* **Directions**
Show every line containing "React" by copying it.

* **Information provided**
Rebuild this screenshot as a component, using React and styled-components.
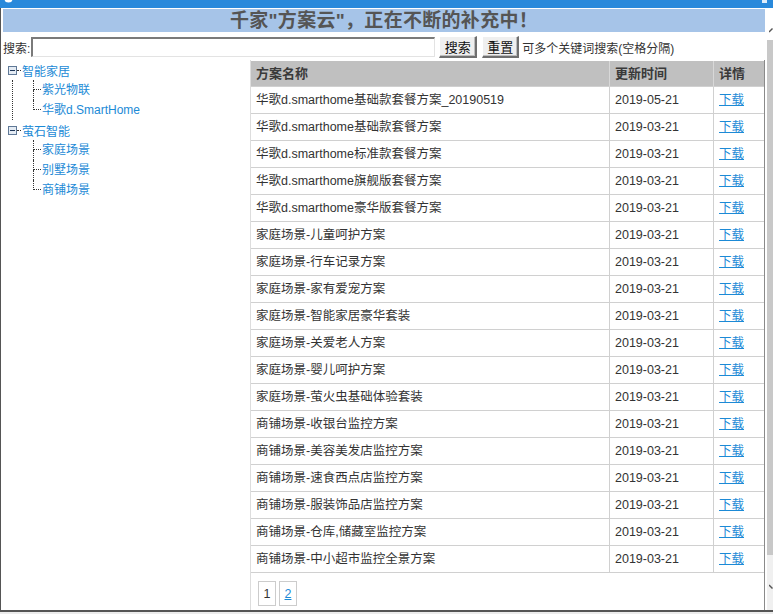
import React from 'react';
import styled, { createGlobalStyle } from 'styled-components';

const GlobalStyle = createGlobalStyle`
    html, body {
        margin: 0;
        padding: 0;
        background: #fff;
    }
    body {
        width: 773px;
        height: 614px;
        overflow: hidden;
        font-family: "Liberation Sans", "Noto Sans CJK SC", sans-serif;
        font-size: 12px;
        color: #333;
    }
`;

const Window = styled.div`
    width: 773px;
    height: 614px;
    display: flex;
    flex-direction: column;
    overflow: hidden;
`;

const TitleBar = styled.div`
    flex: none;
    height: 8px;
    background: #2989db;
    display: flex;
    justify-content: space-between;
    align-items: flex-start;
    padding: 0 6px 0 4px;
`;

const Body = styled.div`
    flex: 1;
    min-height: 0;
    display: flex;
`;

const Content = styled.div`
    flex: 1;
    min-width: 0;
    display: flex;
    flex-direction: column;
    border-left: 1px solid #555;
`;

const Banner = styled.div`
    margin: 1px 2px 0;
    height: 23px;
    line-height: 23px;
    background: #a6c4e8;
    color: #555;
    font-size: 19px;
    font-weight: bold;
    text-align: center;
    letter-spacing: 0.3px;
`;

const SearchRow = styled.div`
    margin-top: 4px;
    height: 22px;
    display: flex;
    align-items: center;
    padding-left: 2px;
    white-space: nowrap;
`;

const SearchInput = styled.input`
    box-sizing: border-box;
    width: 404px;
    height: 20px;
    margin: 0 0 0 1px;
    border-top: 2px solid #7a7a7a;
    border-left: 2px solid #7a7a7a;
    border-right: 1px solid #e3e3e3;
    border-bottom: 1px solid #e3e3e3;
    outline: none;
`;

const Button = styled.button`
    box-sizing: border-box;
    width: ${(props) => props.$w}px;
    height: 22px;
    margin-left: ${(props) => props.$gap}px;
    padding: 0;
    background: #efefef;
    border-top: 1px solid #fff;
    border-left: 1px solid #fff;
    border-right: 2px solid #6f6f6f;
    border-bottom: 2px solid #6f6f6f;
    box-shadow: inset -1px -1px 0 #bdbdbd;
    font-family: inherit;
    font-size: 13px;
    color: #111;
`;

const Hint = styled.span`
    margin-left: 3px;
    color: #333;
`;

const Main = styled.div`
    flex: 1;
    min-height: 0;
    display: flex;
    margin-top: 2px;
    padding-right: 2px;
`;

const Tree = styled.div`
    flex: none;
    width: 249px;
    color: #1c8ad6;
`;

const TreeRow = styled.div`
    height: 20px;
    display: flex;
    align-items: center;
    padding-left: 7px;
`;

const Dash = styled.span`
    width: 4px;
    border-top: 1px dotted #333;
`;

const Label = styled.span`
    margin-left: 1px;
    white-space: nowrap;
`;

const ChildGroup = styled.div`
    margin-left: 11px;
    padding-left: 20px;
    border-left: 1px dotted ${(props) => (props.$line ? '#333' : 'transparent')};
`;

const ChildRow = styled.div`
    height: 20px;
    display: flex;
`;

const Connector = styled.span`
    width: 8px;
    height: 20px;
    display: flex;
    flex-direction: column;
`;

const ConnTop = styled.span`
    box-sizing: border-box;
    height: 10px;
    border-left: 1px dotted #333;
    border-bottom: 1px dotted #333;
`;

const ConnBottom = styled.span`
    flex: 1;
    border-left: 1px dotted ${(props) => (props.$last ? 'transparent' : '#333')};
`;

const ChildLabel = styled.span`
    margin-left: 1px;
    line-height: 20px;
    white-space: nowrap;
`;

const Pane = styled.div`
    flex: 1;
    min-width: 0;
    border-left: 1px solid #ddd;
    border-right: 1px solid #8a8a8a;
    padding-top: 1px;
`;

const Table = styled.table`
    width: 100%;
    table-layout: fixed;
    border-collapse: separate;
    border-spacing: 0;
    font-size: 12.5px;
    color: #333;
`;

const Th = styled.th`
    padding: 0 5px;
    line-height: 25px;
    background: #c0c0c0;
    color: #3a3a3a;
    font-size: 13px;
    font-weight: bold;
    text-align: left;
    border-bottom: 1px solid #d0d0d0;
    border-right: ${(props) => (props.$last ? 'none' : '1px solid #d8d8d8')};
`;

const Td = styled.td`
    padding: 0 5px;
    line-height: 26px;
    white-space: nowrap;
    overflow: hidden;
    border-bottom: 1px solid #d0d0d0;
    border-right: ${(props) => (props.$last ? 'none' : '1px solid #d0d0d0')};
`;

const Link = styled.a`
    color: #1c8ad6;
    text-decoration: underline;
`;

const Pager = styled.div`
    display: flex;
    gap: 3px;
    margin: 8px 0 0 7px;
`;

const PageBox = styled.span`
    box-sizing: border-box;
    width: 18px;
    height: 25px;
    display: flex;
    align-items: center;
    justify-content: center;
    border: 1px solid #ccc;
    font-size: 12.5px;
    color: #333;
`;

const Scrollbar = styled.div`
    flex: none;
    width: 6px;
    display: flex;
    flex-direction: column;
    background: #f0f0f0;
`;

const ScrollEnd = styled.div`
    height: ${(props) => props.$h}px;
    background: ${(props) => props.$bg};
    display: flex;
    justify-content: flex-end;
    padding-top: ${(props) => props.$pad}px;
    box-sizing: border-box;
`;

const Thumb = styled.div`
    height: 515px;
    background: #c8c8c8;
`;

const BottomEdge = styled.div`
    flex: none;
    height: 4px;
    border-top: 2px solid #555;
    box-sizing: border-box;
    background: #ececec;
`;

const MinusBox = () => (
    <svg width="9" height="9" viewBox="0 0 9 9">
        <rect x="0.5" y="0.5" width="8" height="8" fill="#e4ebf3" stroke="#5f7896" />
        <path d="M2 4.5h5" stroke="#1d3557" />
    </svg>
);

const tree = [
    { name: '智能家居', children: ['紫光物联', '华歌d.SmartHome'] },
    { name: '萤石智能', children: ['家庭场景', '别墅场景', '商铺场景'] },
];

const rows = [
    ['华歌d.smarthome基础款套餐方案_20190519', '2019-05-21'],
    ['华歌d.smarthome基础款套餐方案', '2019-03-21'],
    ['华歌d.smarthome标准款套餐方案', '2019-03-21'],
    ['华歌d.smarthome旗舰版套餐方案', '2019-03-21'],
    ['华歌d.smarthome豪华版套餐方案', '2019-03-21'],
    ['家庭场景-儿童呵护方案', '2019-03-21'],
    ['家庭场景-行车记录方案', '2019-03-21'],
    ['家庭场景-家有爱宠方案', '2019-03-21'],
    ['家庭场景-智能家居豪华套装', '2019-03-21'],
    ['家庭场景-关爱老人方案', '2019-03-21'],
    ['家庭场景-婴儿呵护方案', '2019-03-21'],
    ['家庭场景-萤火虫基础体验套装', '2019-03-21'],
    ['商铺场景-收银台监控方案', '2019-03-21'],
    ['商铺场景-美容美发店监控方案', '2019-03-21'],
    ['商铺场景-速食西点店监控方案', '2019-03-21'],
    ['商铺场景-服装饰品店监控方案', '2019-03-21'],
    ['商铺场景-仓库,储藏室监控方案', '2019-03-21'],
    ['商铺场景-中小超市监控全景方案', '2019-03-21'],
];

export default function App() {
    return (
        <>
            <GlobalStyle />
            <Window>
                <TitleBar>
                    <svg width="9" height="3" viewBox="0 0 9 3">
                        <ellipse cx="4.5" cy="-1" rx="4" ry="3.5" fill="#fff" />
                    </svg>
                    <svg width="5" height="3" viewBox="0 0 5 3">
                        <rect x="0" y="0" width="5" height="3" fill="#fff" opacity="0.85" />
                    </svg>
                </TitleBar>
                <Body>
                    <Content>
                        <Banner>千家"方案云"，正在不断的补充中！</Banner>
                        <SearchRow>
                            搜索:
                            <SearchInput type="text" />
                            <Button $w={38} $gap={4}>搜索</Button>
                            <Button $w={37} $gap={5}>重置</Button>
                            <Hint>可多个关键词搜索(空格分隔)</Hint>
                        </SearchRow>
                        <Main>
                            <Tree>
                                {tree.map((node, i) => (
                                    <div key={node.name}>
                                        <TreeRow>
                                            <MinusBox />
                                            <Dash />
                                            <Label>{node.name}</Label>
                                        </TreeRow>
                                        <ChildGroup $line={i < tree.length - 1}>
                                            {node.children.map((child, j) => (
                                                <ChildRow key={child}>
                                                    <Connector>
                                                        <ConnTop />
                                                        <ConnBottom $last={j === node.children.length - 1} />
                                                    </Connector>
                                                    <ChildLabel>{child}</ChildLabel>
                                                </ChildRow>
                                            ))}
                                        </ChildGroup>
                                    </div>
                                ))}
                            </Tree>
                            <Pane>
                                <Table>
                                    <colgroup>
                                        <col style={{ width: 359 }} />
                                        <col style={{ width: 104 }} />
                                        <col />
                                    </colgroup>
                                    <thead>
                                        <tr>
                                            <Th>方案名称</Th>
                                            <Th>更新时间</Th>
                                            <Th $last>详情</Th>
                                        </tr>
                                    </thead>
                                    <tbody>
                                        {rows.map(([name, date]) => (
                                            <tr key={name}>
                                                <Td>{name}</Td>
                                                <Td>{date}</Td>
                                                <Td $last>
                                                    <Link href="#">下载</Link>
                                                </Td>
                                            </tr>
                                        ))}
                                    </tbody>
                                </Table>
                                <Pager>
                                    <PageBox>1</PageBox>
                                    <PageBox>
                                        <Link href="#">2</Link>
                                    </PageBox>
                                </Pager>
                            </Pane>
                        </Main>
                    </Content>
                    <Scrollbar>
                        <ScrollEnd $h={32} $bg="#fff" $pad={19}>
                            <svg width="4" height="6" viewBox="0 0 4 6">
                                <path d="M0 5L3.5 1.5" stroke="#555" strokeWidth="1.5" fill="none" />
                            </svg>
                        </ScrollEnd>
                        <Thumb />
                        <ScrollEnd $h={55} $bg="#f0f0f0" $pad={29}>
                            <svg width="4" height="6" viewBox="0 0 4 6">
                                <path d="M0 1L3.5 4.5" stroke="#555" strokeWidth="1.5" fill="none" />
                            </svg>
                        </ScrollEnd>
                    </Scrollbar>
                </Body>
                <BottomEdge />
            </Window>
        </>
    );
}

* **Solution to this problem**
Rebuild this screenshot as a component, using React and styled-components.
import React from 'react';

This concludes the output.